The Redskins would win the East Conference only to lose to the Cleveland Rams in the Championship game 15-14. The loss wasn’t well-received due to a fluke safety that occurred. The safety happened when Baugh dropped back into the end zone to throw only for the football to hit the crossbar. At this time the field goal posts were located on the goal line and if a pass hit the crossbar and fell to the ground in the end zone the play would be ruled a safety.
Marshall was so angry at the call, that he became a major advocate in the NFL changing the rule the following season. As a result, this became known as the Baugh/Marshall Rule.
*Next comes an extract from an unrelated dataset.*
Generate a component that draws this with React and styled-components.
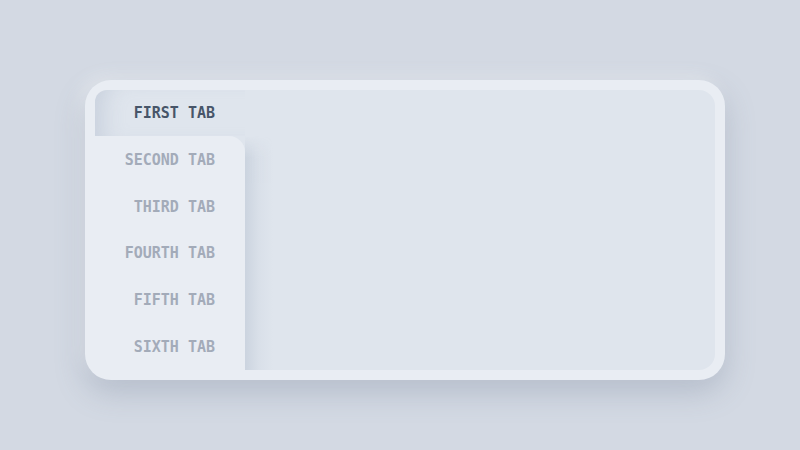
import React, { useState } from 'react'
import styled, { createGlobalStyle } from 'styled-components'

const GlobalStyle = createGlobalStyle`
  html, body {
    margin: 0;
    padding: 0;
    background: #d3d9e3;
  }
`;

const Page = styled.div`
  width: 800px;
  height: 450px;
  box-sizing: border-box;
  padding: 80px 0 0 85px;
`;

const Card = styled.div`
  width: 640px;
  height: 300px;
  box-sizing: border-box;
  padding: 10px;
  display: flex;
  border-radius: 26px;
  background: #e9edf3;
  box-shadow: 0 12px 30px rgba(100, 116, 139, 0.28), -6px -6px 16px rgba(255, 255, 255, 0.35);
`;

const TabList = styled.div`
  width: 150px;
  display: flex;
  flex-direction: column;
  background: #dfe5ed;
  border-top-left-radius: 12px;
  position: relative;
  z-index: 1;
`;

const Tab = styled.div`
  position: relative;
  height: ${p => p.$h}px;
  flex: none;
  display: flex;
  align-items: center;
  justify-content: flex-end;
  padding-right: 30px;
  font-family: "DejaVu Sans Mono", "Liberation Mono", monospace;
  font-weight: bold;
  font-size: 15px;
  cursor: pointer;
  color: ${p => (p.$active ? '#475569' : '#a3abb9')};
  background: ${p => (p.$active ? 'transparent' : '#e9edf3')};
  border-top-right-radius: ${p => (p.$afterActive ? '16px' : '0')};
  border-top-left-radius: ${p => (p.$active ? '12px' : '0')};
  box-shadow: ${p => (p.$active ? 'inset 22px 0 22px -14px rgba(148, 163, 184, 0.3)' : 'none')};

  &::after {
    content: '';
    display: ${p => (p.$active ? 'none' : 'block')};
    position: absolute;
    left: 100%;
    top: 0;
    bottom: 0;
    width: 28px;
    background: linear-gradient(to right, rgba(148, 163, 184, 0.26), rgba(148, 163, 184, 0.08) 50%, rgba(148, 163, 184, 0));
    ${p => p.$afterActive && '-webkit-mask-image: linear-gradient(to bottom, transparent, #000 22px); mask-image: linear-gradient(to bottom, transparent, #000 22px);'}
  }
`;

const Panel = styled.div`
  flex: 1;
  background: #dfe5ed;
  border-top-right-radius: 16px;
  border-bottom-right-radius: 16px;
`;

const tabs = ['FIRST TAB', 'SECOND TAB', 'THIRD TAB', 'FOURTH TAB', 'FIFTH TAB', 'SIXTH TAB'];
const heights = [46, 47, 47, 46, 47, 47];

const App = () => {
  const [active, setActive] = useState(0);
  return (
    <Page>
      <GlobalStyle />
      <Card>
        <TabList>
          {tabs.map((t, i) => (
            <Tab
              key={t}
              $h={heights[i]}
              $active={i === active}
              $afterActive={i === active + 1}
              onClick={() => setActive(i)}
            >
              {t}
            </Tab>
          ))}
        </TabList>
        <Panel />
      </Card>
    </Page>
  )
}

export default App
The In-statement of Sammy Baugh Day in Washington DC
On November 23, 1947, the Redskins Touchdown Club honored Baugh by getting him a station wagon. On that date Baugh passed for 355 yards and six touchdowns. According to reports, Baugh felt extremely nervous before the game as he didn’t want to let the fans/organization down after they provided him with such an extravagant gift.
During the 1947 season, the Redskins would finish with a 4-8 record, however, Baugh would have career highs in completions (210), attempts (354), yards (2,938) and touchdown passes (25). Each of those stats led the league.
Did Sammy Baugh Want to Retire in the Hall of Fame or the Hall of Farms?
Baugh would go on to play five more seasons. He led the league in completion percentage during the 1948 and 1949 campaigns. He would then retire in 1952 after a 27-21 home win against the Philadelphia Eagles at Griffith Stadium. When he walked off the field, the crowd gave him a prolonged standing ovation.
Baugh won six NFL passing titles and earned first-team All-NFL honors seven times throughout his career. He would go on to be inducted into the Pro Football Hall of Fame in 1963.
Baugh would later go on to say that he wished he didn’t play professional football and instead worked on a farm. He would go on to pass away at the age of 91 on December 17, 2008.